As I have attempted to lay out in the above paragraphs, Wheaton's President and Board of Trustees have adopted legalistic (and possibly unbiblical) views which are burdensome to the Wheaton community. They have set in motion a process that will lead the College to implement Land Acknowledgements and other forms of ritual behavior to the end of demonstrating their spiritual superiority. And this despite the reality that President Ryken, many Trustees, and Task Force members themselves living on land formerly occupied by Native tribes.
All of them have denounced a long-dead president for actions not dissimilar to their own actions in the matters of Dr. Hawkins and Chaplain Blackmon during the period of 2015 - 2020.
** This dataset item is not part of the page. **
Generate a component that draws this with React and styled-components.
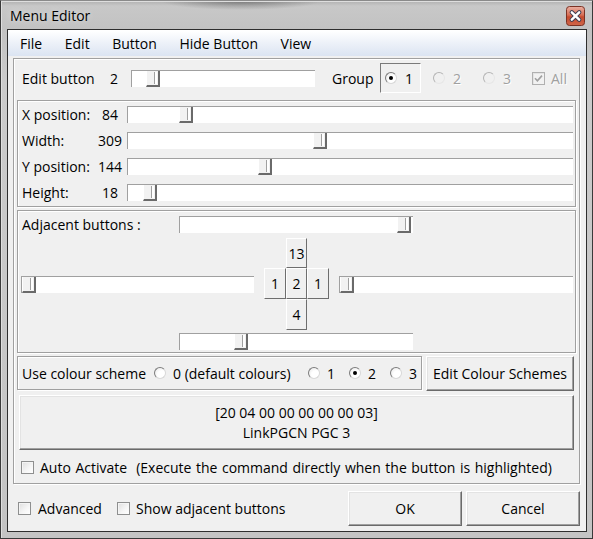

Every one of the issues I have identified flow from impulses motivated more from contemporary Critical Theories than the Good News of Jesus.
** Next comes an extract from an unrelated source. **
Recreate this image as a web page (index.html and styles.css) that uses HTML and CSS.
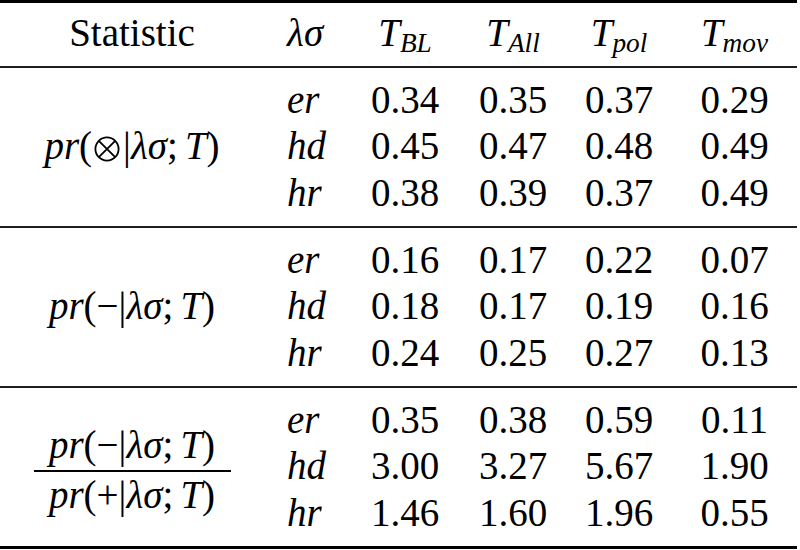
FILE: index.html
```html
<!DOCTYPE html>
<html lang="en">
<head>
<meta charset="utf-8">
<title>Table</title>
<link rel="stylesheet" href="styles.css">
</head>
<body>
<div class="tbl">
  <div class="rule thick"></div>
  <div class="grid head">
    <div class="c">Statistic</div>
    <div class="l"><i>λσ</i></div>
    <div class="c"><i>T</i><sub>BL</sub></div>
    <div class="c"><i>T</i><sub>All</sub></div>
    <div class="c"><i>T</i><sub>pol</sub></div>
    <div class="c"><i>T</i><sub>mov</sub></div>
  </div>
  <div class="rule"></div>
  <div class="grid group">
    <div class="stat"><i>pr</i>(<svg class="otimes" viewBox="0 0 26 26" width="26" height="26" aria-hidden="true"><circle cx="13" cy="13" r="11.6" fill="none" stroke="#000" stroke-width="1.8"/><path d="M4.8 4.8 L21.2 21.2 M21.2 4.8 L4.8 21.2" stroke="#000" stroke-width="1.8"/></svg>|<i>λσ</i>;<span class="sp"></span><i>T</i>)</div>
    <div class="l"><i>er</i></div><div class="c">0.34</div><div class="c">0.35</div><div class="c">0.37</div><div class="c">0.29</div>
    <div class="l"><i>hd</i></div><div class="c">0.45</div><div class="c">0.47</div><div class="c">0.48</div><div class="c">0.49</div>
    <div class="l"><i>hr</i></div><div class="c">0.38</div><div class="c">0.39</div><div class="c">0.37</div><div class="c">0.49</div>
  </div>
  <div class="rule"></div>
  <div class="grid group">
    <div class="stat"><i>pr</i>(−|<i>λσ</i>;<span class="sp"></span><i>T</i>)</div>
    <div class="l"><i>er</i></div><div class="c">0.16</div><div class="c">0.17</div><div class="c">0.22</div><div class="c">0.07</div>
    <div class="l"><i>hd</i></div><div class="c">0.18</div><div class="c">0.17</div><div class="c">0.19</div><div class="c">0.16</div>
    <div class="l"><i>hr</i></div><div class="c">0.24</div><div class="c">0.25</div><div class="c">0.27</div><div class="c">0.13</div>
  </div>
  <div class="rule"></div>
  <div class="grid group">
    <div class="stat">
      <div class="frac">
        <div class="num"><i>pr</i>(−|<i>λσ</i>;<span class="sp"></span><i>T</i>)</div>
        <div class="bar"></div>
        <div class="den"><i>pr</i>(+|<i>λσ</i>;<span class="sp"></span><i>T</i>)</div>
      </div>
    </div>
    <div class="l"><i>er</i></div><div class="c">0.35</div><div class="c">0.38</div><div class="c">0.59</div><div class="c">0.11</div>
    <div class="l"><i>hd</i></div><div class="c">3.00</div><div class="c">3.27</div><div class="c">5.67</div><div class="c">1.90</div>
    <div class="l"><i>hr</i></div><div class="c">1.46</div><div class="c">1.60</div><div class="c">1.96</div><div class="c">0.55</div>
  </div>
  <div class="rule thick"></div>
</div>
</body>
</html>
```

FILE: styles.css
```css
body {
  margin: 0;
  font-family: 'Liberation Serif', serif;
  background: #ffffff;
  color: #000000;
}
.tbl {
  width: 797px;
  font-size: 39px;
}
.rule {
  height: 2px;
  background: #1e1e1e;
}
.rule.thick {
  height: 3px;
  background: #000000;
}
.grid {
  display: grid;
  grid-template-columns: 264px 86px 110px 106px 106px 125px;
  grid-auto-rows: 46.5px;
  line-height: 46.5px;
}
.head {
  padding: 6.6px 0 10px;
}
.group {
  padding: 8.6px 0 10px;
}
.c {
  text-align: center;
}
.l {
  text-align: left;
  padding-left: 23px;
}
sub {
  font-size: 0.7em;
  font-style: italic;
  vertical-align: -0.22em;
  line-height: 0;
}
.stat {
  grid-row: 1 / span 3;
  align-self: center;
  text-align: center;
}
.otimes {
  vertical-align: -3px;
  margin: 0 3px 0 2px;
}
.sp {
  display: inline-block;
  width: 7px;
}
.frac {
  display: flex;
  flex-direction: column;
  width: 197px;
  margin: 0 auto;
  padding-top: 6px;
}
.num, .den {
  line-height: 44px;
  text-align: center;
}
.bar {
  height: 2px;
  background: #000000;
  margin: 3px 0 1px;
}
```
Meanwhile there are urgent, consequential matters Wheaton's leadership needs to address. For example, some high-profile Wheaton professors are giving Queer Theory a thumbs-up in books and their social media accounts. Other high-profile Wheaton professors are mocking the white Evangelical church. Others post Biden-Harris campaign videos and retweet quotes by progressive Democratic politicians. Many Wheaton profs indicate they are under the sway of contemporary Critical Theories, and so it goes.)
Before boasting of their moral superiority, it's time for the President and the Trustees to put their own house in order.
I close with a quote from Pastor Kevin DeYoung:
The sins of the past are far from irrelevant. And yet we are not meant to live with a sense of corporate guilt for an ethnic, racial, or biological identity we did not choose and from which we cannot be free. Self-flagellation is not a requirement for spiritual maturity.
Thank you for receiving and considering this email. May you all, personally, know the freedom from sin and guilt that comes, not from ritual acts of penance, but from confessing your sins and placing your trust in the Lord Jesus. Also, I pray you will find the courage and energy to address the pressing issues facing Wheaton College.
I wish you the very best.
Sincerely,
Kevin Gregory
Senior Class President, Class of 1979
PS: Here is a photo of me speaking at my graduation in May of 1979. I include this to help you understand the deep affection I have for Wheaton College.
(Kevin Gregory graduated from Wheaton College with a Bachelor's degree in Sociology in 1979. He served as President of his class during his senior year at Wheaton. After a career in Corrections, he retired in 2017. He currently serves as a Deacon at Arcade Church in Sacramento, California.)